TOWN OF FENTON (WBNG) — Congressman Anthony Brindisi (D-22) had his first bill passed through the House of Representatives on Tuesday. The Support for Suicide Prevention Coordinators Act, which is now on the way to the Senate, looks to prevent veterans from taking their own life.

“Right now we’re seeing a crisis in terms of veterans suicide,” explained Brindisi.

VETERANS CRISIS LINE : 1-800-273-8255 or text 838255

The progress of the bill comes as a win for the 1st term congressman, but would be even a greater success for the men and women who protect our way of life.

“War time and being deployed is very stressful,” explained Jim Coughlin. The veteran was an army officer who served in Germany, Korea and the United States.

According to a Veterans Affairs (VA) study about 20 veterans kill themselves everyday in the United States. Unfortunately many veterans come home with PTSD or injuries that haunt them the rest of their lives. Congressman Brindisi wants veterans to know there’s help out there.

“Many of the veterans who commit suicide, the vast majority do not come forward to seek services from the VA, and we want to make sure they know there are services available for them to be able to address whatever needs they have.”

The act, which Brindisi said is bipartisan legislation, addresses suicide prevention coordinators. He said the coordinators are the first line of defense at the VA to address veterans suicide. Unfortunately the large number of cases throughout the country has made it hard for the coordinators to keep up. The legislation would potentially put more coordinators seeking to help veterans, making more resources available to veterans.

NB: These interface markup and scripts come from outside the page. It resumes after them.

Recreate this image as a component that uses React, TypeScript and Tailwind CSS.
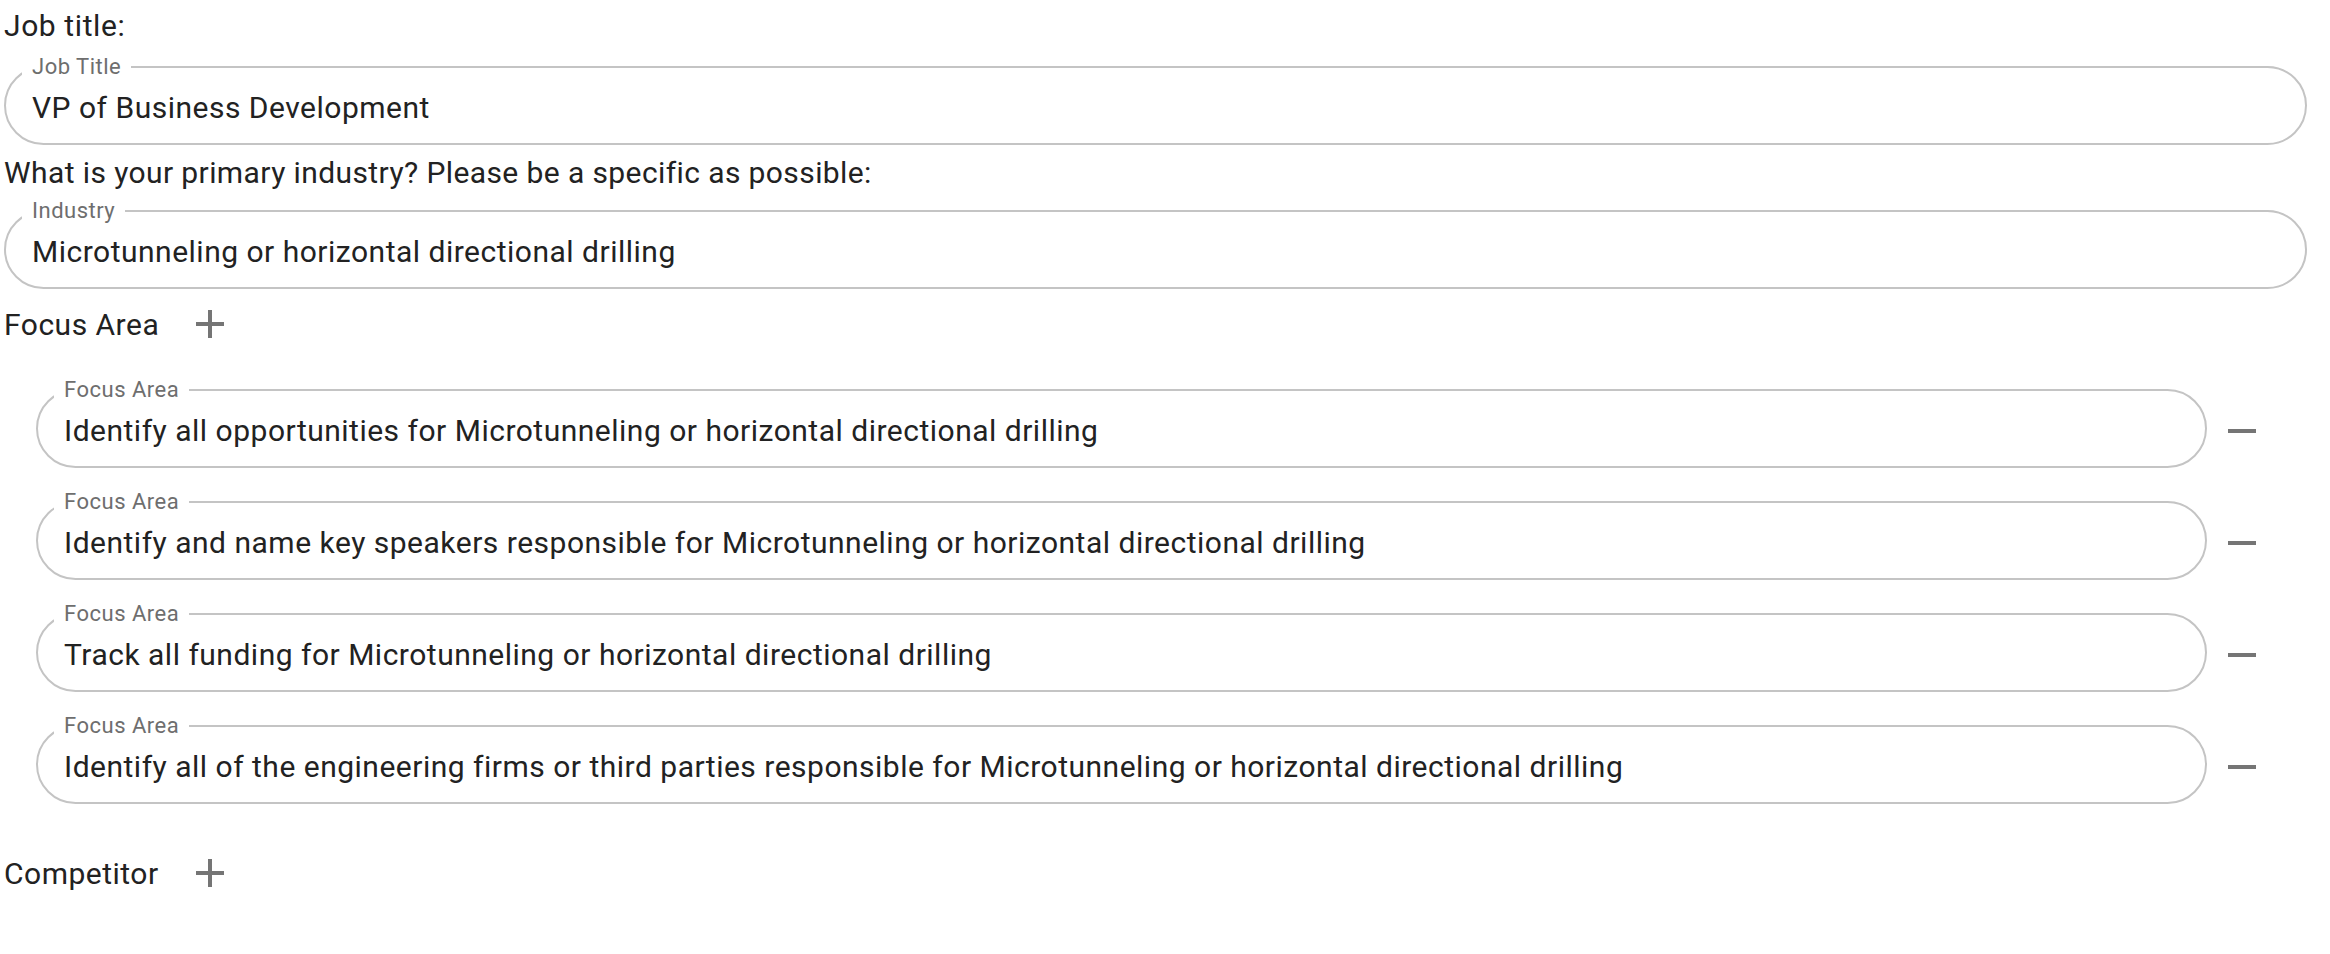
import React from "react";

// MUI-like outlined text field, pill shaped, notch made by fieldset/legend
function OutlinedField({ label, value }: { label: string; value: string }) {
    return (
        <fieldset className="w-full min-w-0 rounded-full border-2 border-[#c4c4c4] px-[16px]">
            <legend className="px-[10px] text-[22px] leading-[20px] tracking-[0.5px] text-[#6e6e6e]">{label}</legend>
            <div className="pl-[10px] pt-[15px] pb-[19px] text-[30px] leading-[32px] tracking-[0.5px] text-[#222222] whitespace-nowrap overflow-hidden">
                {value}
            </div>
        </fieldset>
    );
}

function AddIcon() {
    return (
        <svg viewBox="0 0 24 24" className="h-[48px] w-[48px] fill-[#757575]">
            <path d="M19 13h-6v6h-2v-6H5v-2h6V5h2v6h6v2z" />
        </svg>
    );
}

function RemoveIcon() {
    return (
        <svg viewBox="0 0 24 24" className="h-[48px] w-[48px] fill-[#757575]">
            <path d="M19 13H5v-2h14v2z" />
        </svg>
    );
}

function SectionHeader({ title }: { title: string }) {
    return (
        <div className="flex h-[48px] items-center">
            <span className="pt-[2px] text-[30px] leading-[36px] tracking-[0.5px] text-[#222222]">{title}</span>
            <button className="ml-[27px] flex h-[48px] w-[48px] items-center justify-center">
                <AddIcon />
            </button>
        </div>
    );
}

const focusAreas = [
    "Identify all opportunities for Microtunneling or horizontal directional drilling",
    "Identify and name key speakers responsible for Microtunneling or horizontal directional drilling",
    "Track all funding for Microtunneling or horizontal directional drilling",
    "Identify all of the engineering firms or third parties responsible for Microtunneling or horizontal directional drilling",
];

export default function App() {
    return (
        <div className="min-h-screen bg-white pl-[4px] pr-[23px] font-['Roboto',sans-serif]">
            <div className="pt-[8px] text-[30px] leading-[36px] tracking-[0.6px] text-[#222222]">Job title:</div>
            <div className="mt-[13px]">
                <OutlinedField label="Job Title" value="VP of Business Development" />
            </div>

            <div className="mt-[10px] text-[30px] leading-[36px] tracking-[0.4px] text-[#222222]">
                What is your primary industry? Please be a specific as possible:
            </div>
            <div className="mt-[10px]">
                <OutlinedField label="Industry" value="Microtunneling or horizontal directional drilling" />
            </div>

            <div className="mt-[11px]">
                <SectionHeader title="Focus Area" />
            </div>

            <div className="mt-[32px] flex flex-col gap-[24px] pl-[32px]">
                {focusAreas.map((text, i) => (
                    <div key={i} className="flex items-start">
                        <div className="w-[2171px]">
                            <OutlinedField label="Focus Area" value={text} />
                        </div>
                        <button className="ml-[11px] mt-[27px] flex h-[48px] w-[48px] items-center justify-center">
                            <RemoveIcon />
                        </button>
                    </div>
                ))}
            </div>

            <div className="mt-[45px]">
                <SectionHeader title="Competitor" />
            </div>
        </div>
    );
}
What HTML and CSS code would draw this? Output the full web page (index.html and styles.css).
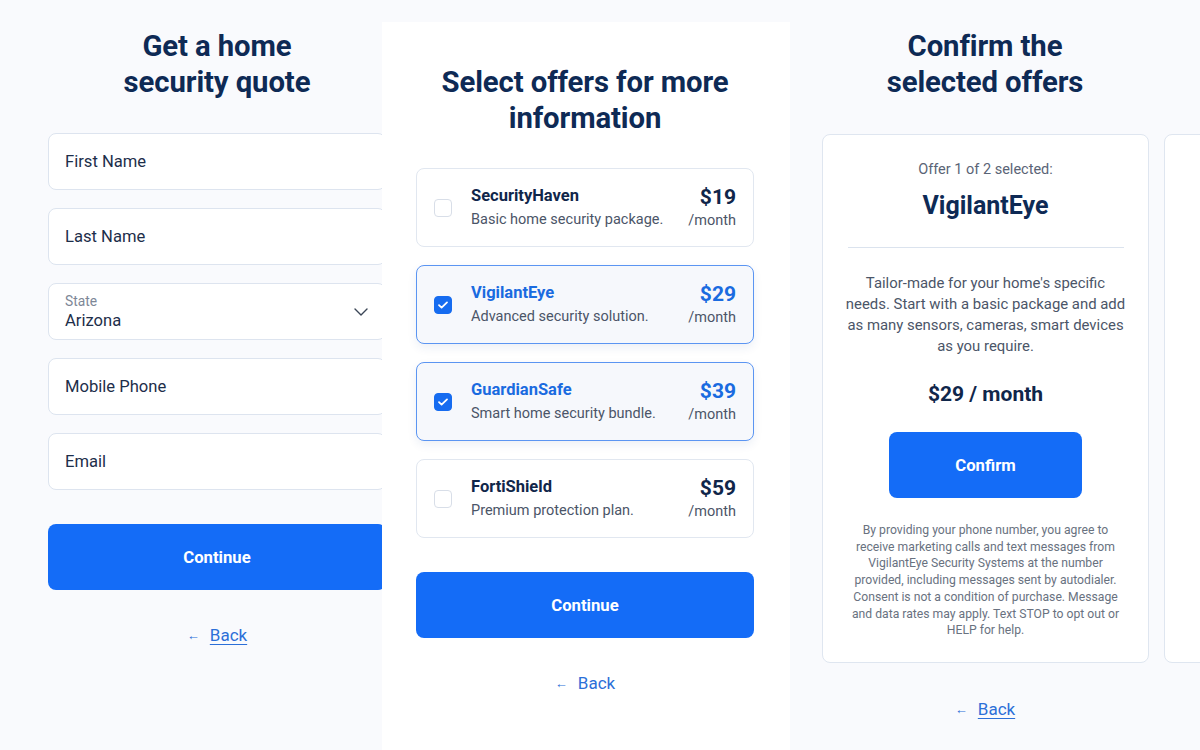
FILE: index.html
```html
<!DOCTYPE html>
<html lang="en">
<head>
    <meta charset="UTF-8">
    <meta name="viewport" content="width=device-width, initial-scale=1.0">
    <title>Home Security Quote</title>
    <link rel="stylesheet" href="styles.css">
</head>
<body>
    <div class="screens">
        <!-- Step 1: contact form -->
        <section class="screen screen-form">
            <div class="screen-inner">
                <h1 class="title">Get a home<br>security quote</h1>
                <div class="field"><span class="field-text">First Name</span></div>
                <div class="field"><span class="field-text">Last Name</span></div>
                <div class="field field-select">
                    <div>
                        <div class="field-label">State</div>
                        <div class="field-text">Arizona</div>
                    </div>
                    <svg class="chevron" width="14" height="8" viewBox="0 0 14 8"><path d="M1 1l6 6 6-6" fill="none" stroke="#3b4656" stroke-width="1.4" stroke-linecap="round" stroke-linejoin="round"/></svg>
                </div>
                <div class="field"><span class="field-text">Mobile Phone</span></div>
                <div class="field"><span class="field-text">Email</span></div>
                <button class="btn btn-wide">Continue</button>
                <a class="back back-underline" href="#"><span class="arrow">&larr;</span> <span class="back-text">Back</span></a>
            </div>
        </section>

        <!-- Step 2: choose offers -->
        <section class="screen screen-offers">
            <h1 class="title title-offers">Select offers for more<br>information</h1>
            <div class="offers">
                <div class="offer">
                    <span class="check"></span>
                    <div class="offer-info">
                        <div class="offer-name">SecurityHaven</div>
                        <div class="offer-desc">Basic home security package.</div>
                    </div>
                    <div class="offer-price">
                        <div class="amount">$19</div>
                        <div class="per">/month</div>
                    </div>
                </div>
                <div class="offer selected">
                    <span class="check"><svg width="12" height="10" viewBox="0 0 12 10"><path d="M2 5.2 4.6 7.6 10 2.4" fill="none" stroke="#fff" stroke-width="1.8" stroke-linecap="round" stroke-linejoin="round"/></svg></span>
                    <div class="offer-info">
                        <div class="offer-name">VigilantEye</div>
                        <div class="offer-desc">Advanced security solution.</div>
                    </div>
                    <div class="offer-price">
                        <div class="amount">$29</div>
                        <div class="per">/month</div>
                    </div>
                </div>
                <div class="offer selected">
                    <span class="check"><svg width="12" height="10" viewBox="0 0 12 10"><path d="M2 5.2 4.6 7.6 10 2.4" fill="none" stroke="#fff" stroke-width="1.8" stroke-linecap="round" stroke-linejoin="round"/></svg></span>
                    <div class="offer-info">
                        <div class="offer-name">GuardianSafe</div>
                        <div class="offer-desc">Smart home security bundle.</div>
                    </div>
                    <div class="offer-price">
                        <div class="amount">$39</div>
                        <div class="per">/month</div>
                    </div>
                </div>
                <div class="offer">
                    <span class="check"></span>
                    <div class="offer-info">
                        <div class="offer-name">FortiShield</div>
                        <div class="offer-desc">Premium protection plan.</div>
                    </div>
                    <div class="offer-price">
                        <div class="amount">$59</div>
                        <div class="per">/month</div>
                    </div>
                </div>
            </div>
            <button class="btn btn-wide btn-offers">Continue</button>
            <a class="back" href="#"><span class="arrow">&larr;</span> <span class="back-text">Back</span></a>
        </section>

        <!-- Step 3: confirm -->
        <section class="screen screen-confirm">
            <div class="confirm-col">
                <h1 class="title">Confirm the<br>selected offers</h1>
                <div class="confirm-row">
                    <div class="confirm-card">
                        <div class="confirm-count">Offer 1 of 2 selected:</div>
                        <div class="confirm-name">VigilantEye</div>
                        <hr class="divider">
                        <p class="confirm-desc">Tailor-made for your home's specific needs. Start with a basic package and add as many sensors, cameras, smart devices as you require.</p>
                        <div class="confirm-price">$29 / month</div>
                        <button class="btn btn-confirm">Confirm</button>
                        <p class="fine-print">By providing your phone number, you agree to receive marketing calls and text messages from VigilantEye Security Systems at the number provided, including messages sent by autodialer. Consent is not a condition of purchase. Message and data rates may apply. Text STOP to opt out or HELP for help.</p>
                    </div>
                    <div class="confirm-card confirm-card-next"></div>
                </div>
                <a class="back back-underline back-confirm" href="#"><span class="arrow">&larr;</span> <span class="back-text">Back</span></a>
            </div>
        </section>
    </div>
</body>
</html>
```

FILE: styles.css
```css
body {
    margin: 0;
    font-family: Roboto, "Liberation Sans", Arial, sans-serif;
    background-color: #f9fafd;
    color: #0f2a52;
    overflow: hidden;
}
.screens {
    display: flex;
    height: 750px;
}
.screen {
    box-sizing: border-box;
    height: 750px;
}
.screen-form {
    width: 382px;
    padding-left: 12px;
    background: #f9fafd;
    overflow: hidden;
}
.screen-inner {
    width: 338px;
    height: 750px;
    margin-left: 36px;
    display: flex;
    flex-direction: column;
}
.title {
    margin: 28px 0 0;
    font-size: 29.3px;
    line-height: 36px;
    font-weight: 700;
    text-align: center;
    color: #0e2a55;
    letter-spacing: -0.1px;
}
.field {
    box-sizing: border-box;
    height: 57px;
    margin-top: 18px;
    padding: 0 16px;
    background: #fff;
    border: 1px solid #dde4ef;
    border-radius: 8px;
    display: flex;
    align-items: center;
}
.field:first-of-type {
    margin-top: 33px;
}
.field-text {
    font-size: 16.6px;
    color: #1d2e4a;
}
.field-select {
    justify-content: space-between;
    padding-right: 17px;
}
.field-label {
    font-size: 13.8px;
    color: #7d8797;
    line-height: 18px;
}
.field-select .field-text {
    line-height: 22px;
}
.btn {
    background-color: #146cf7;
    color: #fff;
    border: none;
    border-radius: 8px;
    font-family: inherit;
    font-size: 16.7px;
    font-weight: 700;
    cursor: pointer;
}
.btn-wide {
    width: 338px;
    height: 66px;
    margin-top: 34px;
    flex-shrink: 0;
}
.back {
    align-self: center;
    margin-top: 35px;
    font-size: 17px;
    color: #2c6fd8;
    text-decoration: none;
    display: flex;
    align-items: center;
    gap: 10px;
}
.arrow {
    font-size: 13px;
}
.back-underline .back-text {
    text-decoration: underline;
    text-underline-offset: 3px;
}
.screen-offers {
    width: 408px;
    margin-top: 22px;
    padding: 0 36px 0 34px;
    background: #fff;
    display: flex;
    flex-direction: column;
}
.title-offers {
    margin-top: 42px;
}
.offers {
    margin-top: 32px;
    display: flex;
    flex-direction: column;
    gap: 18px;
}
.offer {
    box-sizing: border-box;
    height: 79px;
    padding: 0 17px;
    border: 1px solid #e1e7f0;
    border-radius: 8px;
    background: #fff;
    display: flex;
    align-items: center;
}
.offer.selected {
    border: 1.5px solid #5b95f2;
    background: #f6f8fc;
    box-shadow: 0 4px 10px rgba(30, 70, 140, 0.08);
}
.check {
    box-sizing: border-box;
    width: 18px;
    height: 18px;
    border: 1.5px solid #d8dee8;
    border-radius: 4px;
    display: flex;
    align-items: center;
    justify-content: center;
}
.selected .check {
    background: #166cf0;
    border-color: #166cf0;
}
.offer-info {
    flex: 1;
    margin-left: 19px;
}
.offer-name {
    font-size: 16.5px;
    font-weight: 700;
    color: #10264a;
    line-height: 22px;
}
.offer-desc {
    font-size: 14.5px;
    color: #4b5568;
    line-height: 22px;
    margin-top: 2px;
}
.offer-price {
    text-align: right;
}
.amount {
    font-size: 21px;
    font-weight: 700;
    color: #10264a;
    line-height: 26px;
}
.per {
    font-size: 14.5px;
    color: #4b5568;
    line-height: 20px;
    margin-top: 1px;
}
.selected .offer-name,
.selected .amount {
    color: #1a6be0;
}
.btn-offers {
    margin-top: 34px;
}
.screen-confirm {
    flex: 1;
    padding-left: 32px;
    overflow: hidden;
}
.confirm-col {
    width: 326px;
    display: flex;
    flex-direction: column;
}
.confirm-row {
    margin-top: 34px;
    display: flex;
    gap: 15px;
}
.confirm-card {
    box-sizing: border-box;
    flex: 0 0 326px;
    height: 529px;
    padding: 26px 22px 0;
    background: #fff;
    border: 1px solid #dfe6f0;
    border-radius: 8px;
    display: flex;
    flex-direction: column;
    align-items: center;
    text-align: center;
}
.confirm-card-next {
    flex: 0 0 60px;
}
.confirm-count {
    font-size: 14.5px;
    line-height: 18px;
    color: #5a6476;
}
.confirm-name {
    margin-top: 12px;
    font-size: 25px;
    line-height: 30px;
    font-weight: 700;
    color: #0e2a55;
}
.divider {
    width: 276px;
    margin: 26px 0 0;
    border: none;
    border-top: 1px solid #dbe3ee;
}
.confirm-desc {
    width: 281px;
    margin: 25px 0 0;
    font-size: 14.9px;
    line-height: 21px;
    color: #4b5568;
}
.confirm-price {
    margin-top: 24px;
    font-size: 21px;
    line-height: 26px;
    font-weight: 700;
    color: #10264a;
}
.btn-confirm {
    width: 193px;
    height: 66px;
    margin-top: 25px;
    flex-shrink: 0;
}
.fine-print {
    margin: 24px 0 0;
    font-size: 12.2px;
    line-height: 16.7px;
    color: #69727f;
}
.back-confirm {
    margin-top: 36px;
}
```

“Money spent taking care of our veterans is money well spent,” said Brindisi, when asked if it would cost taxpayers.

“More funding is always a good thing for things like that,” agreed veteran Jeff Culver.

“If there’s programs available and resources, maybe other people can assist the soldiers from making poor choices,” said Coughlin.

Some of those resources includes at American Legion Post 1194, where Coughlin and Culver spend time. The post will take part in cemetery and memorial services on Memorial Day.

“We owe it to our veterans who certainly have put their time in,” said Brindisi. “Now it’s time for us, as a country, to step up and make sure they have the resources they need to live a healthy life after active duty.”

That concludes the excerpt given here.